E o pobre General Madeira, entre a cruz e a espada, leu o seguinte:
“Diario das Alagoas, 1889
O velho N’gunza, vendo-se entre a cruz e a espada, homem timorato, a que o medo do ginvunge—feitiço—fazia estremecer de horror, declarou que nos ultimos tempos lhe haviam morrido muitos de seus filhos; que a quimbanda e a gente entendida da terra o accusavam de feiticeiro […]

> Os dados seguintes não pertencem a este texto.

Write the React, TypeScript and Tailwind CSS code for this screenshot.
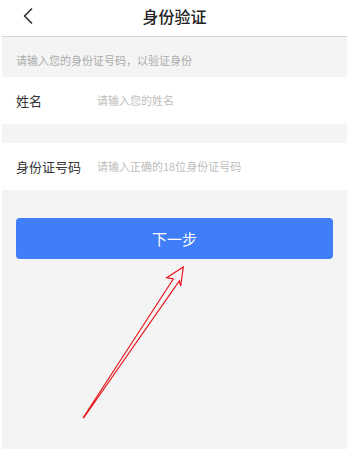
import React from 'react';

const font = { fontFamily: '"Noto Sans CJK SC", "Noto Sans", sans-serif' };

// One white input row: label on the left, placeholder after it.
const FieldRow: React.FC<{ label: string; placeholder: string }> = ({ label, placeholder }) => (
  <div className="flex h-[47px] items-center bg-white pl-[14px]">
    <span className="w-[81px] shrink-0 text-[13px] leading-none text-[#333]">{label}</span>
    <span className="text-[11px] leading-none text-[#bdbdbd]">{placeholder}</span>
  </div>
);

const App: React.FC = () => {
  return (
    <div className="relative h-[449px] w-[358px] overflow-hidden bg-white" style={font}>
      <div className="ml-[2px] flex h-full w-[345px] flex-col bg-[#f4f4f4]">
        {/* Header */}
        <div className="relative flex h-[37px] shrink-0 items-center justify-center border-b border-[#d4d4d4] bg-white">
          <svg className="absolute left-[19px] top-[7px]" width="14" height="18" viewBox="0 0 14 18" fill="none">
            <path d="M10.5 2 L3.5 9 L10.5 16" stroke="#333" strokeWidth="1.7" strokeLinecap="round" strokeLinejoin="round" />
          </svg>
          <span className="mb-[4px] text-[16px] font-medium leading-none text-[#222]">身份验证</span>
        </div>

        {/* Hint */}
        <div className="flex h-[40px] shrink-0 items-center pl-[14px] pt-[7px]">
          <span className="text-[11px] leading-none text-[#ababab]">请输入您的身份证号码，以验证身份</span>
        </div>

        <FieldRow label="姓名" placeholder="请输入您的姓名" />
        <div className="h-[19px] shrink-0" />
        <FieldRow label="身份证号码" placeholder="请输入正确的18位身份证号码" />

        {/* Button */}
        <div className="px-[14px] pt-[28px]">
          <button className="flex h-[41px] w-full items-center justify-center rounded-[4px] bg-[#3f7ef8] text-[15px] leading-none text-white">
            下一步
          </button>
        </div>
      </div>

      {/* Red annotation arrow */}
      <svg className="pointer-events-none absolute left-0 top-0" width="358" height="449" viewBox="0 0 358 449" fill="none">
        <path
          d="M83 418 L173.3 279 L166.7 277.7 L183.3 267 L180.7 286 L179.3 281 L83.6 418"
          stroke="#e8141c"
          strokeWidth="1.2"
          strokeLinejoin="miter"
        />
      </svg>
    </div>
  );
};

export default App;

Agostinho Sesinando Marques, Os Climas e as Producções das Terras de Malange á Lunda, Lisboa, 1889
As outras duas expressões — entre a cruz e a água benta e entre a cruz e a caldeirinha — vêm da mesma ideia: a caldeirinha (Aulete) é um vaso de cobre para transportar a água benta. Encontrei esta explicação relativamente à expressão congénere castelhana — entre la cruz e el agua bendita — neste Discursos Predicables de Diversos Tratados de 1604 (tradução minha):
[…] todas as nações tinham um refrão ou linguagem com que dão a entender o mal ou grande tormento que tinham ou esperavam, como diz o castelhano, andais entre a cruz e a água benta, vindo a metáfora de quando o sacerdote vai dar a extrema unção, leva o menino de altar o círio e água benta, e o sacristão a cruz: e porque quem recebe a extrema unção está em grande agonia e aflição de morte, diz-se que fulano está entre a cruz e a água benta.

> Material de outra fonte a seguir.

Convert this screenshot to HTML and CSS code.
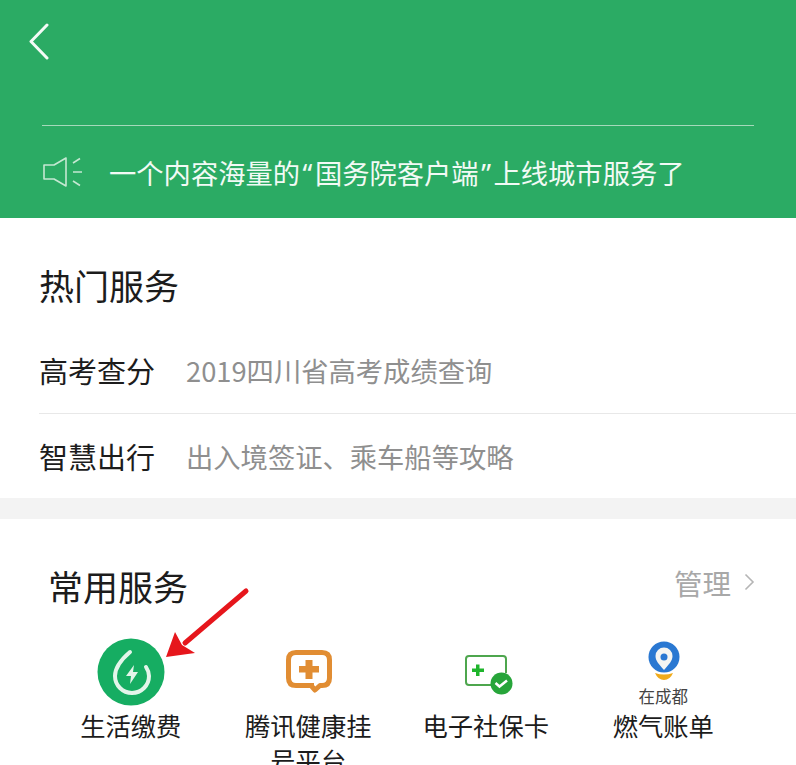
FILE: index.html
```html
<!DOCTYPE html>
<html lang="zh-CN">
<head>
  <meta charset="UTF-8">
  <meta name="viewport" content="width=device-width, initial-scale=1.0">
  <title>城市服务</title>
  <link rel="stylesheet" href="styles.css">
</head>
<body>
  <div class="page">

    <!-- Green header -->
    <header class="top-bar">
      <svg class="back-icon" width="24" height="38" viewBox="0 0 24 38">
        <path d="M19 2 L3 18.500 L19 35" fill="none" stroke="#f4faf6" stroke-width="3" stroke-linecap="round" stroke-linejoin="round"/>
      </svg>
      <div class="notice">
        <svg class="notice-icon" width="42" height="32" viewBox="0 0 42 32">
          <path d="M2 9 H12 L24 2 V30 L12 23 H2 Z" fill="none" stroke="#c5e8d2" stroke-width="1.6" stroke-linejoin="round"/>
          <path d="M31 7 L38 2.500 M31 16 H40 M31 25 L38 29.500" fill="none" stroke="#c5e8d2" stroke-width="1.6"/>
        </svg>
        <span class="notice-text">一个内容海量的<span class="quote">“</span>国务院客户端<span class="quote">”</span>上线城市服务了</span>
      </div>
    </header>

    <!-- Hot services -->
    <section class="hot">
      <h2 class="hot-title">热门服务</h2>
      <div class="hot-row">
        <span class="hot-name">高考查分</span>
        <span class="hot-value">2019四川省高考成绩查询</span>
      </div>
      <div class="hot-row">
        <span class="hot-name">智慧出行</span>
        <span class="hot-value">出入境签证、乘车船等攻略</span>
      </div>
    </section>

    <!-- Common services -->
    <section class="common">
      <div class="common-head">
        <h2 class="common-title">常用服务</h2>
        <span class="manage">管理
          <svg class="manage-arrow" width="11" height="18" viewBox="0 0 11 18">
            <path d="M1.500 1.500 L9 9 L1.500 16.500" fill="none" stroke="#b5b5b5" stroke-width="1.600"/>
          </svg>
        </span>
      </div>
      <div class="service-grid">
        <div class="service">
          <div class="service-icon">
            <svg width="68" height="68" viewBox="0 0 68 68">
              <circle cx="34" cy="34" r="33.500" fill="#16ad62"/>
              <path d="M33 14 C26 20 18 28 18 38 A17 17 0 0 0 52 38 C52 35 51 32 49 29" fill="none" stroke="#e3f5ea" stroke-width="4" stroke-linecap="round"/>
              <path d="M37 27 L29 38 H34 L33 46 L41 34 H36 Z" fill="#e3f5ea"/>
            </svg>
          </div>
          <div class="service-name">生活缴费</div>
        </div>
        <div class="service">
          <div class="service-icon">
            <svg class="health-icon" width="46" height="44" viewBox="0 0 46 44">
              <path d="M28 35.500 H10 Q2.500 35.500 2.500 28 V10 Q2.500 2.500 10 2.500 H36 Q43.500 2.500 43.500 10 V28 Q43.500 35.500 36 35.500 H34 L29 40 L25 35.500" fill="none" stroke="#e18d33" stroke-width="5" stroke-linejoin="round"/>
              <path d="M19.500 10 H26.500 V16 H33 V22.500 H26.500 V29 H19.500 V22.500 H13 V16 H19.500 Z" fill="#e18d33"/>
            </svg>
          </div>
          <div class="service-name">腾讯健康挂号平台</div>
        </div>
        <div class="service">
          <div class="service-icon">
            <svg width="54" height="50" viewBox="-6 -8 54 50">
              <path d="M27 30 H4 Q1 30 1 27 V4 Q1 1 4 1 H38 Q41 1 41 4 V18" fill="none" stroke="#4ea64e" stroke-width="2"/>
              <path d="M11 9.500 H14.500 V13.500 H19 V17 H14.500 V21 H11 V17 H7 V13.500 H11 Z" fill="#1fb52c"/>
              <circle cx="36.500" cy="28.500" r="11" fill="#27a53a"/>
              <path d="M30.500 28 L34.500 31.500 L42 25.500" fill="none" stroke="#fff" stroke-width="2.500"/>
            </svg>
          </div>
          <div class="service-name">电子社保卡</div>
        </div>
        <div class="service">
          <div class="service-icon service-icon-city">
            <svg class="city-icon" width="32" height="40" viewBox="0 0 32 40">
              <circle cx="16" cy="16" r="15.500" fill="#2a78d2"/>
              <path d="M16 29 C11 23 7.500 20 7.500 15 A8.500 8.500 0 0 1 24.500 15 C24.500 20 21 23 16 29 Z" fill="#f5f5f2"/>
              <circle cx="16" cy="16" r="3.500" fill="#2a78d2"/>
              <path d="M7 32 Q16 35 25 32 Q22 39 16 39 Q10 39 7 32 Z" fill="#f0ab1c"/>
            </svg>
            <span class="city-label">在成都</span>
          </div>
          <div class="service-name">燃气账单</div>
        </div>
      </div>

      <!-- Red annotation arrow -->
      <svg class="red-arrow" width="90" height="80" viewBox="0 0 90 80">
        <path d="M83 8 L22 60" fill="none" stroke="#e6161c" stroke-width="5" stroke-linecap="round"/>
        <path d="M3 74 L12 49 L19 62 L32 70 Z" fill="#e6161c"/>
      </svg>
    </section>

  </div>
</body>
</html>
```

FILE: styles.css
```css
/* Basic Reset */
* {
  margin: 0;
  padding: 0;
  box-sizing: border-box;
}

body {
  font-family: "Noto Sans CJK SC", "Noto Sans", sans-serif;
  background: #fff;
  color: #1c1c1c;
}

.page {
  width: 796px;
  height: 765px;
  overflow: hidden;
  background: #f3f3f3;
}

/* Green header */
.top-bar {
  height: 218px;
  padding: 23px 42px 0;
  background: #2bab64;
}

.back-icon {
  display: block;
  margin-left: -14px;
  height: 38px;
}

.notice {
  display: flex;
  align-items: center;
  height: 93px;
  margin-top: 64px;
  border-top: 1px solid #a5d9ba;
}

.notice-icon {
  margin-right: 25px;
}

.notice-text {
  color: #f2faf5;
  font-size: 27.3px;
  white-space: nowrap;
}

.quote {
  font-family: "Noto Sans", sans-serif;
  padding: 0 2.5px;
}

/* Hot services */
.hot {
  height: 280px;
  padding: 42px 0 0 39px;
  background: #fff;
}

.hot-title {
  margin-bottom: 16px;
  font-size: 35px;
  font-weight: 400;
  line-height: 50px;
}

.hot-row {
  display: flex;
  align-items: center;
  height: 87px;
}

.hot-row + .hot-row {
  height: 85px;
  border-top: 1px solid #e8e8e8;
}

.hot-name {
  width: 147px;
  font-size: 29px;
}

.hot-value {
  color: #8f8f8f;
  font-size: 27.3px;
}

/* Common services */
.common {
  position: relative;
  height: 246px;
  margin-top: 21px;
  background: #fff;
}

.common-head {
  display: flex;
  align-items: center;
  justify-content: space-between;
  padding: 42px 41px 0 48px;
}

.common-title {
  font-size: 35px;
  font-weight: 400;
  line-height: 50px;
}

.manage {
  display: flex;
  align-items: center;
  gap: 13px;
  margin-top: -8px;
  color: #a8a8a8;
  font-size: 28.5px;
}

.service-grid {
  display: grid;
  grid-template-columns: repeat(4, 177.500px);
  margin-top: 27px;
  padding-left: 42px;
}

.service {
  display: flex;
  flex-direction: column;
  align-items: center;
}

.service-icon {
  display: flex;
  flex-direction: column;
  align-items: center;
  justify-content: center;
  height: 68px;
}

.health-icon {
  margin-left: 2px;
}

.service-icon-city {
  justify-content: flex-start;
  padding-top: 3px;
}

.city-icon {
  margin-left: 2px;
}

.city-label {
  margin-top: 6px;
  color: #444;
  font-size: 16.500px;
  line-height: 18px;
  white-space: nowrap;
}

.service-name {
  width: 130px;
  margin-top: 2px;
  font-size: 25.300px;
  line-height: 35px;
  text-align: center;
}

.red-arrow {
  position: absolute;
  left: 163px;
  top: 64px;
}
```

Conclusão: dado o que diz o Houaiss, os exemplos mais antigos, e o significado claro das expressões congéneres (depois de sabermos da extrema unção), parece-me claro que tradicionalmente o significado de entre a cruz e a espada foi ’em grande perigo, sem escapatória possível’, e não ’num dilema’. Mas naturalmente, com o tempo, as pessoas são livres de reinterpretar a expressão e lhe dar novos usos.
Origem da expressão
Com segurança, posso apenas afirmar que a expressão já estava em uso no Brasil em 1873. Quanto a como surgiu, podemos apenas especular. Respostas no Yahoo Answers, que o Centaurus me trouxe à atenção, sugere que cruz e espada se referem ao poder religioso e militar respetivamente. Mas a única fonte indicada (P.U.C. do Rio Grande do Sul, sem nome de autor nem título de obra) não é suficientemente precisa para ser seguida e confirmada. Nós poderíamos imaginar os judeus, que, que em Portugal por volta de 1500 tiveram de escolher entre a conversão ou a morte (ou o exílio); ou até os ameríndios que se viram de repente a braços com padres e militares da europa.

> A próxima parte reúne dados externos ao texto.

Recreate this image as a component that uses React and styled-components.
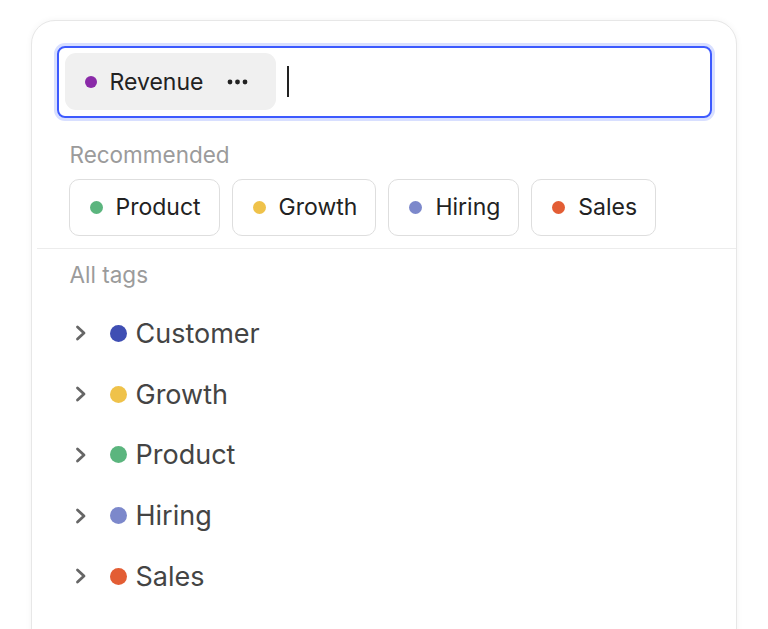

Eu inclino-me mais para outra hipótese: que a expressão tenha resultado de um cruzamento entre cruz e água benta/caldeirinha e espada e parede. Estas expressões são bem mais antigas: entre a cruz e a água benta existia em castelhano em 1604 e está atestada em português a partir de 1736 (Cartas do Cavaleiro de Oliveira); entre a cruz e a caldeirinha encontra-se a partir de 1823 (Correio do Rio de Janeiro); e entre a espada e a parede a partir de 1836 ( Gazeta Universal, Pernambuco). Entre a cruz e a espada aparece mais tarde, com o mesmo significado e combinando elementos das expressões mais antigas mas que continuavam em uso. Então poderia muito bem ter resultado de um cruzamento, deliberado ou acidental, das expressões anteriores.